In order to verify the effect of different modules in the proposed FHGIGC model on the recommended results, ablation experiments were performed by designing four variants of the model, and the four variants are described as follows.

FHGIGC-G: In this variant, the global item feature extraction module is removed from the model, and the item features learned in the item context interaction feature extraction module are used as the final item features, and this variant is used to verify the effectiveness of the global item feature extraction module.

FHGIGC-L: In this variant, the item context interaction feature extraction module is removed from the model, and the item features learned in the global item feature extraction module are used as the final item features, and this variant is used to verify the effectiveness of the item context interaction feature extraction module.

FHGIGC-C: The item feature fusion module is removed from the model in this variant to combine the global hypergraph with the local hypergraph by direct summation, and this module verifies that global features have different importance from local features.

FHGIGC-P: In this variant, the positional embedding of the session feature fusion module is removed, and the session features are obtained by directly fusing the item features in the session, and this module verifies the different effects of items in different position in the session on the session features.

The experimental results of the four variants of the model are shown in Fig. 4, and according to the obtained experimental results, it can be observed that the proposed FHGIGC achieves the best results. FHGIGC-G and FHGIGC-L show a significant decrease in model performance compared to FHGIGC, which indicates the effectiveness of learning item features jointly through multiple structures for prediction tasks. Meanwhile, the performance degradation of FHGIGC-G is more significant relative to FHGIGC-L, which indicates that the relevant sessions can provide more accurate and rich information for the recommendation task. Comparing FHGIGC with FHGIGC-C, it can be concluded that the information learned from the two structures does not have the same degree of influence on the recommended characters. The FHGIGC results outperformed the FHGIGC-P, which illustrates that items in different position have different degrees of influence on the session as a whole, validating the role of position embedding in capturing the importance of items in different position.

Fig. 4
figure 4

Comparison of experimental results of the FHGIGC model and the proposed multiple variants

4.7 Parameter experiment

To explore the best performance of the FHGIGC model parameter experiments were conducted on each of the three datasets to find the best parameters by grid search, and the experimental results are shown in Fig. 5.

Fig. 5
figure 5

Comparison of experimental results obtained by FHGIGC model when setting different parameters

Number of layers of HGCN: The layers of the hypergraph convolutional neural network are set to 1, 2, 3, 4, 5, respectively. From the results in Fig. 5a, it can be observed that on the Tmall dataset, the best results are obtained when the number of layers is 1, and the model becomes less and less effective when the number of layers rises. And on the Diginetica and RetailRocket datasets, the best results can be achieved when the hypergraph convolutional neural network level is set to 3. For the above results, the possible reason for the analysis is that in the Tmall dataset, where the average length of sessions is longer, a single-layer neural network can better capture the session consistency in sessions. For the Diginetica and RetailRocket datasets with shorter average lengths, a deeper layer of neural network needs to be set up so that the model can add information from the relevant sessions.

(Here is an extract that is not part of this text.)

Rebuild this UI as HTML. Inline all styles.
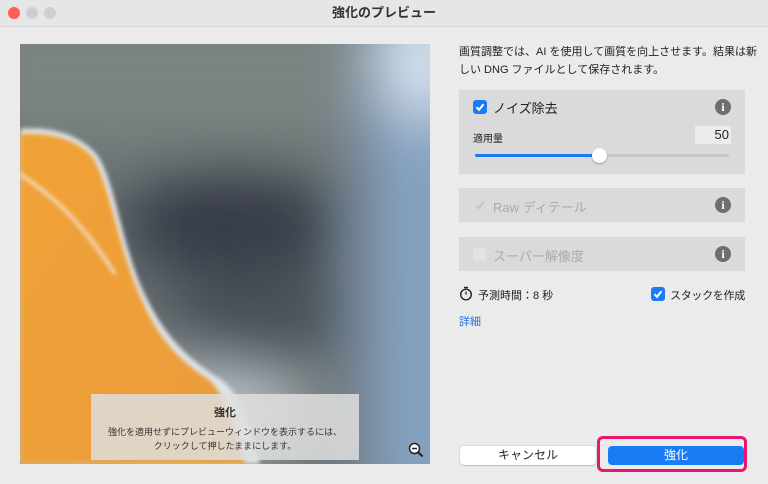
<!DOCTYPE html>
<html><head><meta charset="utf-8"><style>
html,body{margin:0;width:768px;height:484px;overflow:hidden}
body{background:#ebebeb;font-family:"Liberation Sans","Noto Sans CJK JP",sans-serif;position:relative;color:#222}
.tb{position:absolute;left:0;top:0;width:768px;height:26px;background:#e6e6e6;border-bottom:1px solid #d4d4d4;text-align:center;font-size:13px;font-weight:bold;line-height:26px;color:#333}
.dot{position:absolute;top:7px;width:12px;height:12px;border-radius:50%}
.img{position:absolute;left:20px;top:44px;width:410px;height:420px;overflow:hidden;background:#6a7274}
.abs{position:absolute}
.panel{position:absolute;left:459px;width:286px;background:#dadada}
.info{position:absolute;right:14px;width:16px;height:16px;border-radius:50%;background:#6e6e6e;color:#fff;font:bold 12px "Liberation Serif",serif;text-align:center;line-height:16px}
.cb{position:absolute;width:14px;height:14px;border-radius:3px;background:#1a7cf5}
</style></head><body>
<div class="tb">強化のプレビュー</div>
<div class="dot" style="left:8px;background:#fd5f57"></div>
<div class="dot" style="left:26px;background:#cfcfcf"></div>
<div class="dot" style="left:44px;background:#cfcfcf"></div>

<div class="img">
<svg width="410" height="420" viewBox="0 0 410 420">
<defs>
<filter id="b" filterUnits="userSpaceOnUse" x="-200" y="-200" width="810" height="820"><feGaussianBlur stdDeviation="30"/></filter>
<filter id="s" filterUnits="userSpaceOnUse" x="-50" y="-50" width="510" height="520"><feGaussianBlur stdDeviation="2"/></filter>
<linearGradient id="o" x1="0" y1="0" x2="1" y2="1"><stop offset="0" stop-color="#f1a236"/><stop offset="1" stop-color="#e99c3c"/></linearGradient>
</defs>
<rect width="410" height="420" fill="#6a7274"/>
<g filter="url(#b)">
<rect x="-50" y="-50" width="510" height="150" fill="#7c8482"/>
<ellipse cx="210" cy="180" rx="110" ry="55" fill="#343b47"/>
<ellipse cx="240" cy="270" rx="90" ry="50" fill="#4a5159"/>
<rect x="345" y="-50" width="120" height="520" fill="#86a3c2"/>
<ellipse cx="405" cy="15" rx="40" ry="60" fill="#dde9f4"/>
<ellipse cx="180" cy="370" rx="110" ry="40" fill="#c5ccd4"/>
</g>
<path d="M0 85 C30 82 60 90 78 112 C95 140 100 190 120 240 C140 285 160 310 200 335 C220 348 230 380 240 420 L0 420 Z" fill="#dfe3e8" filter="url(#s)"/>
<path d="M0 90 C30 88 58 95 74 115 C90 145 96 190 115 240 C133 285 150 310 188 335 C205 350 215 380 225 420 L0 420 Z" fill="url(#o)" filter="url(#s)"/>
<path d="M0 130 C30 150 60 175 95 230" stroke="#f4e6d6" stroke-width="3" fill="none" filter="url(#s)"/>
</svg>
 <div class="abs" style="left:71px;top:350px;width:268px;height:66px;background:rgba(222,222,222,.85);text-align:center;color:#333">
  <div style="font-size:11px;font-weight:bold;margin-top:10px">強化</div>
  <div style="font-size:9px;line-height:14px;margin-top:5px">強化を適用せずにプレビューウィンドウを表示するには、<br>クリックして押したままにします。</div>
 </div>
 <svg class="abs" style="left:388px;top:398px" width="16" height="16" viewBox="0 0 16 16"><circle cx="6.5" cy="6.5" r="5" fill="#fff" stroke="#222" stroke-width="1.5"/><line x1="4" y1="6.5" x2="9" y2="6.5" stroke="#222" stroke-width="1.5"/><line x1="10" y1="10" x2="14.5" y2="14.5" stroke="#222" stroke-width="2"/></svg>
</div>

<div class="abs" style="left:459px;top:43px;font-size:11px;line-height:18px;width:300px">画質調整では、AI を使用して画質を向上させます。結果は新しい DNG ファイルとして保存されます。</div>

<div class="panel" style="top:90px;height:84px">
 <div class="cb" style="left:14px;top:10px"><svg width="14" height="14"><path d="M3.5 7.2 L6 9.8 L10.5 4.2" stroke="#fff" stroke-width="2" fill="none"/></svg></div>
 <div class="abs" style="left:34px;top:8px;font-size:13px">ノイズ除去</div>
 <div class="info" style="top:9px">i</div>
 <div class="abs" style="left:14px;top:40px;font-size:10px">適用量</div>
 <div class="abs" style="left:236px;top:36px;width:34px;height:18px;background:#ececec;font-size:13px;text-align:right;line-height:18px;padding-right:2px">50</div>
 <div class="abs" style="left:16px;top:64px;width:254px;height:3px;background:#c8c8c8;border-radius:2px"></div>
 <div class="abs" style="left:16px;top:64px;width:126px;height:3px;background:#1a7cf5;border-radius:2px"></div>
 <div class="abs" style="left:133px;top:58px;width:15px;height:15px;border-radius:50%;background:#fff;box-shadow:0 1px 2px rgba(0,0,0,.3)"></div>
</div>

<div class="panel" style="top:188px;height:34px">
 <svg class="abs" style="left:14px;top:10px" width="14" height="14"><path d="M3 7.2 L6 10 L11 3.5" stroke="#c4c4c4" stroke-width="2" fill="none"/></svg>
 <div class="abs" style="left:34px;top:9px;font-size:13px;color:#aaa">Raw ディテール</div>
 <div class="info" style="top:9px">i</div>
</div>
<div class="panel" style="top:237px;height:34px">
 <div class="abs" style="left:14px;top:11px;width:13px;height:13px;border-radius:3px;background:#e3e3e3"></div>
 <div class="abs" style="left:34px;top:9px;font-size:13px;color:#aaa">スーパー解像度</div>
 <div class="info" style="top:9px">i</div>
</div>

<svg class="abs" style="left:459px;top:286px" width="14" height="15" viewBox="0 0 14 15"><circle cx="7" cy="8.5" r="5.3" fill="none" stroke="#222" stroke-width="1.4"/><line x1="5" y1="1.5" x2="9" y2="1.5" stroke="#222" stroke-width="1.4"/><line x1="7" y1="8.5" x2="7" y2="5.5" stroke="#222" stroke-width="1.3"/></svg>
<div class="abs" style="left:478px;top:287px;font-size:11px">予測時間：8 秒</div>
<div class="cb" style="left:651px;top:287px"><svg width="14" height="14"><path d="M3.5 7.2 L6 9.8 L10.5 4.2" stroke="#fff" stroke-width="2" fill="none"/></svg></div>
<div class="abs" style="left:670px;top:287px;font-size:11px;letter-spacing:-0.3px">スタックを作成</div>
<div class="abs" style="left:459px;top:313px;font-size:11px;color:#2a6ee0">詳細</div>

<div class="abs" style="left:460px;top:446px;width:136px;height:19px;background:#fff;border-radius:4px;box-shadow:0 0 1px rgba(0,0,0,.35),0 1px 1px rgba(0,0,0,.15);text-align:center;font-size:12px;line-height:19px">キャンセル</div>
<div class="abs" style="left:597px;top:436px;width:150px;height:36px;border:3px solid #e8166e;border-radius:6px;box-sizing:border-box"></div>
<div class="abs" style="left:608px;top:446px;width:136px;height:19px;background:#1a7cf5;border-radius:4px;text-align:center;font-size:12px;line-height:19px;color:#fff">強化</div>
</body></html>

Number of layers of HGAT: The hypergraph attention network layers are set to 1, 2, 3, 4, 5, respectively. The results in Fig. 5b show that the best results can be obtained when the attention network is set to two layers, and the final prediction of the model decreases instead of rising when the number of attention layers is continued to be raised. This is because the deepening of the graph neural network layers may make the information between nodes too smooth.

Size of context window: The context windows are set to 1, 2, 3, 4, 5, respectively. The results are displayed in Fig. 5c. When the maximum window size is set to 1, each hyperedge contains only one node, so that there is no information propagation between nodes. And when the maximum window is set to 2, each hyperedge contains two nodes, in which case the hypergraph structure degenerates to an ordinary graph structure. From the results, it can be seen that larger window sizes achieve better results on the Tmall dataset, possibly because the average session length in the Tmall dataset is larger, allowing multiple hyperedges to be constructed with larger window sizes.

Fig. 6
figure 6

Experimental results of the model with session samples of different lengths

4.8 Case study

In this section, we further explore the ability of the proposed method to capture user preferences in sessions of different lengths. On the Tmall dataset, the dataset is firstly categorized into four groups according to their lengths, and the session lengths of each group are 3–4, 5–8, 9–11, and greater than 12. Experiments are conducted on each of the four groups for FHGIGC and DHCN, and the results of the experiments are displayed in Fig. 6. From the results in the Fig. 6, it can be seen that FHGIGC performs more stably in sessions of different lengths, and outperforms DHCN in the short-session experiments, which indicates that the proposed method of fusing global and contextual information can effectively improve the recommendation performance. In addition, the experimental results respond that the model recommendation performance is higher when the session data are longer, which is because the items in the global graph are more tightly connected to learn richer information when the session length increases, and more hyperedges can be constructed for the current session for feature propagation through the context window set in the local graph. Therefore, our proposed method can effectively capture the user preferences reflected by the session for recommendation tasks.

5 Conclusion

In this paper, we propose a hypergraph neural network model FHGIGC for the session-based recommendation task, which can learn relevant session information as well as item consistency information from the global hypergraph and capture the contextual features of items in a session from the local hypergraph, respectively. The learning item features are combined through both structures and these features are integrated through an attention layer. The experiments show that the proposed model outperforms the comparison model on all three datasets, demonstrating that the FHGIGC model can effectively solve the problem of missing item features within a session in existing session-based recommendation models and mitigate the negative impact of information scarcity in short sessions on the recommendation effect. Current research in session-based recommendation relies exclusively on session data for recommendation. In future work, we consider constructing item as well as spatiotemporal information in session data through heterogeneous graphs, and introducing generative adversarial networks to capture dynamic feature changes in these data.